The chat about democracy arose from the Free Press's campaign to get the Government to intervene and make health bosses bring back the Wycombe Hospital that everyone remembers, providing most hospital health services locally rather than sharing them with Stoke Mandeville Hospital.

The Government had responded to the campaign by saying, "nothing to do with us, guv".

These were decisions that had to be taken at a local level, it said. It believes in local decision taking.

The feeling here was that the Government was not responding to the strongly expressed views of local people, so it was being undemocratic.

Someone said the Government had only said this was a decision to be made by local health chiefs, because the local bureaucracy was carrying out the Government's programme. If health chiefs had decided to do something contrary to Government policy, you could bet your bottom dollar it would soon have stepped in and made them change their ways. The Government was paying lip service to the idea of local decision making. I can't help feeling that this is almost certainly true, though it doesn't make it undemocratic, just infuriating and frustrating if you have a different point of view.

We cannot have a Government that doesn't have a national view about how the health service, schools, and social welfare should operate and that doesn't try to ensure its policies are carried out.

If it doesn't, what is it there for? (Answers on a postcard). There are all sorts of things that people want, or don't want, that are at odds with what the Government wants. One, now raising its head, is the number of homes to be built in the south east in the next 20 years.

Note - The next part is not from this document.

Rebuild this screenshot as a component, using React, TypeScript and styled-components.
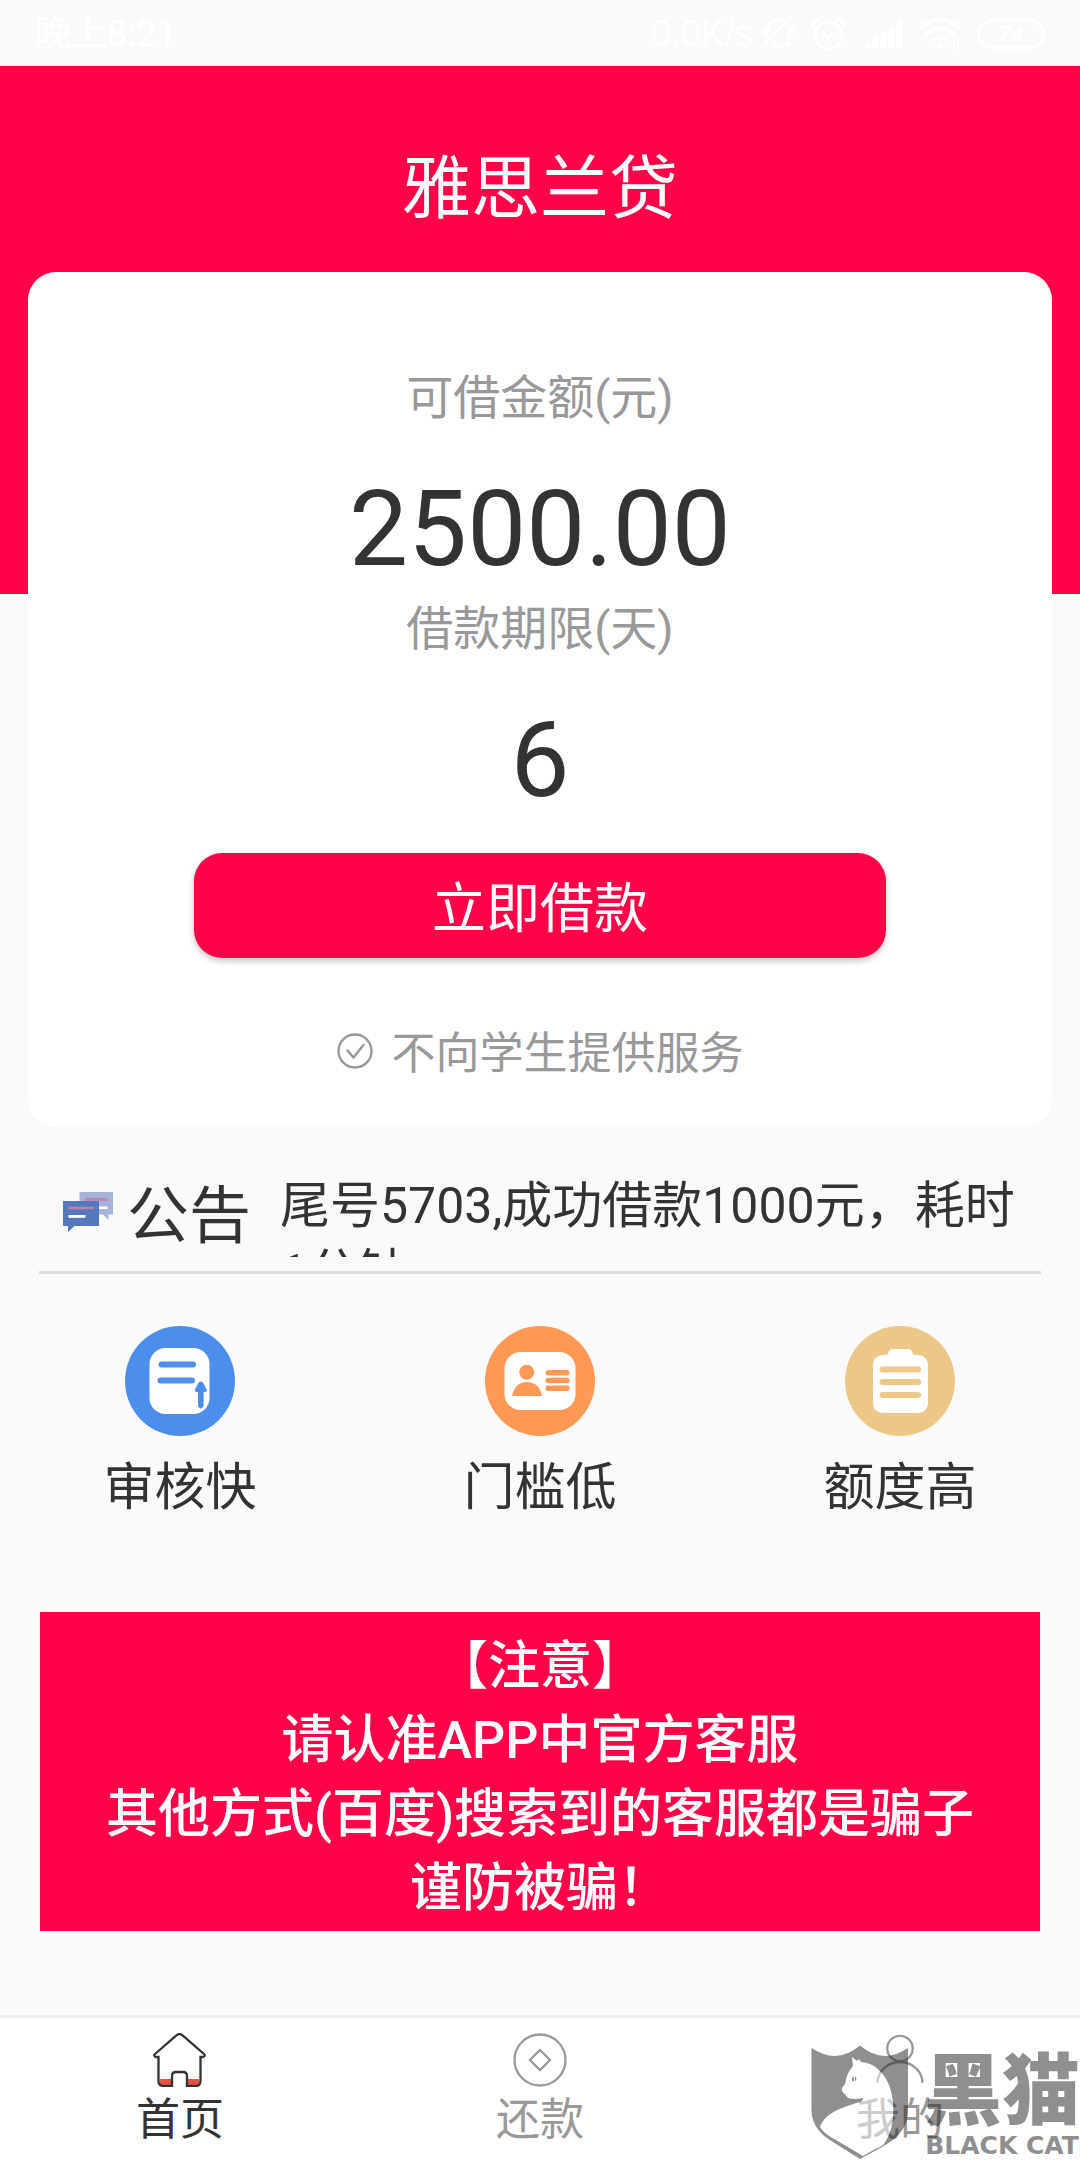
import React from "react";
import styled, { createGlobalStyle } from "styled-components";

const color = {
  brand: "#ff0349",
  page: "#fafafa",
  surface: "#ffffff",
  ink: "#333333",
  muted: "#999999",
  rule: "#dddddd",
  navRule: "#eeeeee",
};

const GlobalStyle = createGlobalStyle`
  *, *::before, *::after { box-sizing: border-box; }
  body {
    margin: 0;
    background: ${color.page};
    color: ${color.ink};
    font-family: Roboto, "Noto Sans CJK SC", sans-serif;
  }
  h1, h2, p, ul { margin: 0; padding: 0; font-weight: 400; }
  svg { display: block; flex: none; }
`;

const Page = styled.div`
  position: relative;
  display: flex;
  flex-direction: column;
  min-height: 100vh;
  overflow: hidden;
`;

const StatusBar = styled.div`
  display: flex;
  align-items: center;
  justify-content: space-between;
  height: 66px;
  padding: 2px 35px 0;
  color: ${color.surface};
`;

const Clock = styled.span`
  font-size: 36px;
  line-height: 40px;
`;

const StatusIcons = styled.div`
  display: flex;
  align-items: center;
  gap: 16px;
`;

const Speed = styled.span`
  margin-right: -8px;
  font-family: "Liberation Sans", sans-serif;
  font-size: 36px;
  line-height: 40px;
`;

const Battery = styled.span`
  width: 68px;
  height: 30px;
  border: 3px solid;
  border-radius: 15px;
  font: italic 700 22px/24px "Liberation Sans", sans-serif;
  text-align: center;
`;

const Hero = styled.header`
  padding: 92px 0 372px;
  background: ${color.brand};
`;

const Title = styled.h1`
  color: ${color.surface};
  font-size: 69px;
  line-height: 64px;
  text-align: center;
`;

const Card = styled.section`
  display: flex;
  flex-direction: column;
  align-items: center;
  margin: -322px 28px 0;
  padding: 94px 24px 45px;
  border-radius: 28px;
  background: ${color.surface};
`;

const Label = styled.p`
  color: ${color.muted};
  font-size: 47px;
  line-height: 64px;
`;

const Figure = styled.p`
  margin-top: 32px;
  font-size: 105px;
  line-height: 135px;
`;

const BorrowButton = styled.button`
  width: 71%;
  margin-top: 25px;
  padding: 23px 0 14px;
  border: 0;
  border-radius: 28px;
  background: ${color.brand};
  box-shadow: 0 3px 6px rgba(0, 0, 0, 0.24);
  color: ${color.surface};
  font: inherit;
  font-size: 54px;
  line-height: 68px;
`;

const Assurance = styled.p`
  display: flex;
  align-items: center;
  gap: 19px;
  margin-top: 68px;
  color: ${color.muted};
  font-size: 44px;
  line-height: 56px;

  svg { margin-bottom: 6px; }
`;

const Bulletin = styled.section`
  display: flex;
  align-items: center;
  margin: 46px 39px 0;
  padding: 0 24px 14px;
  border-bottom: 3px solid ${color.rule};
`;

const BulletinTitle = styled.h2`
  margin: 0 29px 0 14px;
  padding-top: 4px;
  font-size: 62px;
  line-height: 80px;
  white-space: nowrap;
`;

const BulletinText = styled.p`
  flex: 1;
  height: 84px;
  overflow: hidden;
  font-size: 50px;
  line-height: 67px;
`;

const Features = styled.ul`
  display: grid;
  grid-template-columns: repeat(3, 1fr);
  padding: 52px 0 0;
  list-style: none;
`;

const Feature = styled.li`
  display: flex;
  flex-direction: column;
  align-items: center;
  gap: 22px;
  font-size: 51px;
  line-height: 60px;
`;

const Notice = styled.section`
  margin: 94px 40px 84px;
  padding: 18px 16px 5px;
  background: ${color.brand};
  color: ${color.surface};
  font-size: 52px;
  line-height: 74px;
  text-align: center;

  p { font-weight: 500; }
`;

const TabBar = styled.nav`
  display: grid;
  grid-template-columns: repeat(3, 1fr);
  margin-top: auto;
  border-top: 3px solid ${color.navRule};
  background: ${color.surface};
`;

const Tab = styled.a<{ $active?: boolean }>`
  display: flex;
  flex-direction: column;
  align-items: center;
  gap: 5px;
  padding: 15px 0 12px;
  color: ${(p) => (p.$active ? color.ink : color.muted)};
  font-size: 44px;
  line-height: 56px;
  text-decoration: none;
`;

const Watermark = styled.div`
  position: absolute;
  right: 0;
  bottom: 0;
  display: flex;
  gap: 15px;
  color: #231f20;
  opacity: 0.5;
  pointer-events: none;
`;

const Wordmark = styled.div`
  display: flex;
  flex-direction: column;
  align-items: center;
`;

const WordmarkName = styled.span`
  padding-top: 8px;
  font-size: 78px;
  font-weight: 900;
  line-height: 80px;
`;

const WordmarkLatin = styled.span`
  font: 700 25px/26px "DejaVu Sans", sans-serif;
  white-space: nowrap;
`;

const MutedBell = () => (
  <svg width="34" height="34" viewBox="0 0 34 34" fill="none" stroke="currentColor" strokeWidth="2.6">
    <path d="M7 22V12a10 10 0 0 1 17-7M28 12v15H12M2 28 29 1M1 11v6M4 9v10M33 11v6M30 9v10" />
    <path d="M12 29h10q-5 6-10 0z" fill="currentColor" stroke="none" />
  </svg>
);

const Alarm = () => (
  <svg width="35" height="34" viewBox="0 0 35 34" fill="none" stroke="currentColor" strokeWidth="2.8">
    <circle cx="17.500" cy="18.500" r="13.500" />
    <path d="m12 15 5.500 5.500L23 15M1 9q3-5 9-8M34 9q-3-5-9-8" />
  </svg>
);

const Signal = () => (
  <svg width="41" height="30" viewBox="0 0 41 30" fill="currentColor">
    <path d="M0 29q0-3 8-7v7zM11 20l5-3v12h-5zM19 15l5-3v17h-5zM27 9l5-3v23h-5zM35 3l5-3v29h-5z" />
  </svg>
);

const Wifi = () => (
  <svg width="42" height="34" viewBox="0 0 42 34" fill="none" stroke="currentColor" strokeWidth="4">
    <path d="M1 12q20-19 40 0M7 18q14-13 28 0M13 24q8-7 15 0" />
    <circle cx="20.500" cy="28" r="3" fill="currentColor" stroke="none" />
    <path d="M35 24v9m4-9v9" strokeWidth="2" />
  </svg>
);

const CheckCircle = () => (
  <svg width="36" height="36" viewBox="0 0 36 36" fill="none" stroke="currentColor" strokeWidth="2.4">
    <circle cx="18" cy="18" r="16.500" />
    <path d="m10.500 17.500 6 7L26.500 12" strokeLinecap="round" strokeLinejoin="round" />
  </svg>
);

const Messages = () => (
  <svg width="50" height="46" viewBox="0 0 50 46">
    <path d="M16.500 0H50v22.500h-4.500V28L40 22.500H16.500z" fill="#a6b4d9" />
    <path d="M22 6h22.500v3H22z" fill="#be86b0" />
    <path d="M36 14.500h8.500V17H36z" fill="#fff" />
    <path d="M0 9h36v25H11.500L5 40v-6H0z" fill="#5578bd" />
    <path d="M5.500 14.700h25.500v2.600H5.500z" fill="#be80ae" />
    <path d="M5.500 23h17v2.800h-17z" fill="#fff" />
  </svg>
);

const FastReview = () => (
  <svg width="110" height="110" viewBox="0 0 110 110">
    <circle cx="55" cy="55" r="55" fill="#4c8eec" />
    <rect x="24.500" y="22" width="60" height="66" rx="16" fill="#fff" />
    <g fill="#4c8eec">
      <rect x="33.500" y="35.500" width="37.500" height="6" rx="3" />
      <rect x="32.500" y="51.500" width="37.500" height="6" rx="3" />
      <path d="M73 57.500q2.800-4 5.600 0l3 6q.8 2.500-3 2.800V80q-2.800 5-5.600 0V66.300q-3.800-.3-3-2.800z" />
    </g>
  </svg>
);

const LowThreshold = () => (
  <svg width="110" height="110" viewBox="0 0 110 110">
    <circle cx="55" cy="55" r="55" fill="#ff9955" />
    <rect x="19.500" y="26" width="71" height="58" rx="16" fill="#fff" />
    <g fill="#ff9955">
      <circle cx="41.700" cy="46.300" r="7.500" />
      <path d="M27 70q3-14 15-14t15 14z" />
      <rect x="60.500" y="44" width="24" height="5.500" rx="2.700" />
      <rect x="60.500" y="51.700" width="24" height="5.500" rx="2.700" />
      <rect x="60.500" y="59.400" width="24" height="5.500" rx="2.700" />
    </g>
  </svg>
);

const HighLimit = () => (
  <svg width="110" height="110" viewBox="0 0 110 110">
    <circle cx="55" cy="55" r="55" fill="#ecc788" />
    <path
      d="M39 29q4 0 4-2 1-4 5-4h14.500q4 0 5 4 0 2 4 2 11.500 0 11.500 11v36q0 11-11 11H39q-11 0-11-11V40q0-11 11-11z"
      fill="#fff"
    />
    <g fill="#ecc788">
      <rect x="34.500" y="40.500" width="41.500" height="6" rx="3" />
      <rect x="34.500" y="53" width="41.500" height="6" rx="3" />
      <rect x="34.500" y="66" width="41.500" height="6" rx="3" />
    </g>
  </svg>
);

const HomeIcon = () => (
  <svg width="54" height="54" viewBox="0 0 54 54">
    <path d="M7 46h12v7H7zM34 46h12v7H34z" fill="#f05042" />
    <path
      d="M5.500 24v24q0 5 5 5h8.500V43q0-4 4-4h7q4 0 4 4v10h8.500q5 0 5-5V24h2.500q3-1 1-3L29 2q-2.500-2-5 0L2 21q-2 2 1 3z"
      fill="none"
      stroke="#333"
      strokeWidth="2.300"
    />
  </svg>
);

const CoinIcon = () => (
  <svg width="54" height="54" viewBox="0 0 54 54" fill="none" stroke="currentColor" strokeWidth="2.300">
    <circle cx="27" cy="27" r="25.500" />
    <path d="m27 17 10 10-10 10-10-10z" />
  </svg>
);

const MeIcon = () => (
  <svg width="54" height="54" viewBox="0 0 54 54" fill="none" stroke="currentColor" strokeWidth="2.300">
    <circle cx="27" cy="15.500" r="12.700" />
    <path d="M4.500 50a22.500 21 0 0 1 45 0" />
  </svg>
);

const CatShield = () => (
  <svg width="98" height="115" viewBox="0 0 98 115">
    <path
      d="M.5 3Q26 20 49 .5 72 20 97 3v62c0 22-16 31-26 37l-22 12-27-17C10 90 .5 80 .5 65z"
      fill="#231f20"
    />
    <path
      d="M9 82c5-14 20-19 40-25q3-1 3-4-9 2-15 0l-6-7q-1-3 3-7 2-12 8-18l-1-9 5 4 2-2 2 3c14 1 23 11 28 23 7 18 5 42-2 54-3 6-6 8-10 9l-14 8-27-16Q13 89 9 82z"
      fill="#fff"
    />
    <path d="m41 33 2-1.500v5q-3-.5-2-3.500zM44 31.500q3 2 0 5z" fill="#231f20" />
  </svg>
);

const features = [
  { name: "审核快", Icon: FastReview },
  { name: "门槛低", Icon: LowThreshold },
  { name: "额度高", Icon: HighLimit },
];

const tabs = [
  { name: "首页", Icon: HomeIcon, active: true },
  { name: "还款", Icon: CoinIcon, active: false },
  { name: "我的", Icon: MeIcon, active: false },
];

export default function App() {
  return (
    <Page lang="zh-CN">
      <GlobalStyle />
      <StatusBar>
        <Clock>晚上8:21</Clock>
        <StatusIcons>
          <Speed>0.0K/s</Speed>
          <MutedBell />
          <Alarm />
          <Signal />
          <Wifi />
          <Battery>74</Battery>
        </StatusIcons>
      </StatusBar>

      <Hero>
        <Title>雅思兰贷</Title>
      </Hero>

      <Card>
        <Label>可借金额(元)</Label>
        <Figure>2500.00</Figure>
        <Label>借款期限(天)</Label>
        <Figure>6</Figure>
        <BorrowButton type="button">立即借款</BorrowButton>
        <Assurance>
          <CheckCircle />
          不向学生提供服务
        </Assurance>
      </Card>

      <Bulletin>
        <Messages />
        <BulletinTitle>公告</BulletinTitle>
        <BulletinText>尾号5703,成功借款1000元，耗时1分钟</BulletinText>
      </Bulletin>

      <Features>
        {features.map(({ name, Icon }) => (
          <Feature key={name}>
            <Icon />
            {name}
          </Feature>
        ))}
      </Features>

      <Notice>
        <p>【注意】</p>
        <p>请认准APP中官方客服</p>
        <p>其他方式(百度)搜索到的客服都是骗子</p>
        <p>谨防被骗！</p>
      </Notice>

      <TabBar>
        {tabs.map(({ name, Icon, active }) => (
          <Tab key={name} href="#" $active={active} aria-current={active ? "page" : undefined}>
            <Icon />
            {name}
          </Tab>
        ))}
      </TabBar>

      <Watermark>
        <CatShield />
        <Wordmark>
          <WordmarkName>黑猫</WordmarkName>
          <WordmarkLatin>BLACK CAT</WordmarkLatin>
        </Wordmark>
      </Watermark>
    </Page>
  );
}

Here we are being warned that Deputy Prime Minister John Prescott could overturn the comparatively low level of building put forward in the South East Plan and impose his own higher figure. If he does this and we don't know that he will he will be overturning decisions have been taken at a local level, in this case by councillors from all over the south east. So, in the Wycombe Hospital case, the Government backs something which is in line with its national policy, saying it's a local decision. In the case of the housing numbers Mr Prescott could overturn a decision taken at local level because it is not in line with Government.

There is a logic here, which is that Government policy is paramount and any excuse will do to justify it What does this tell us about democracy? Nothing much apart from the fact that as Humpty Dumpty said , "a word can mean exactly what I want it to mean". As to whether Wycombe should return to being a hospital that provides everything, though possibly not as well as it should, or whether more homes should be built in the south east so that everyone has a home, that's another story.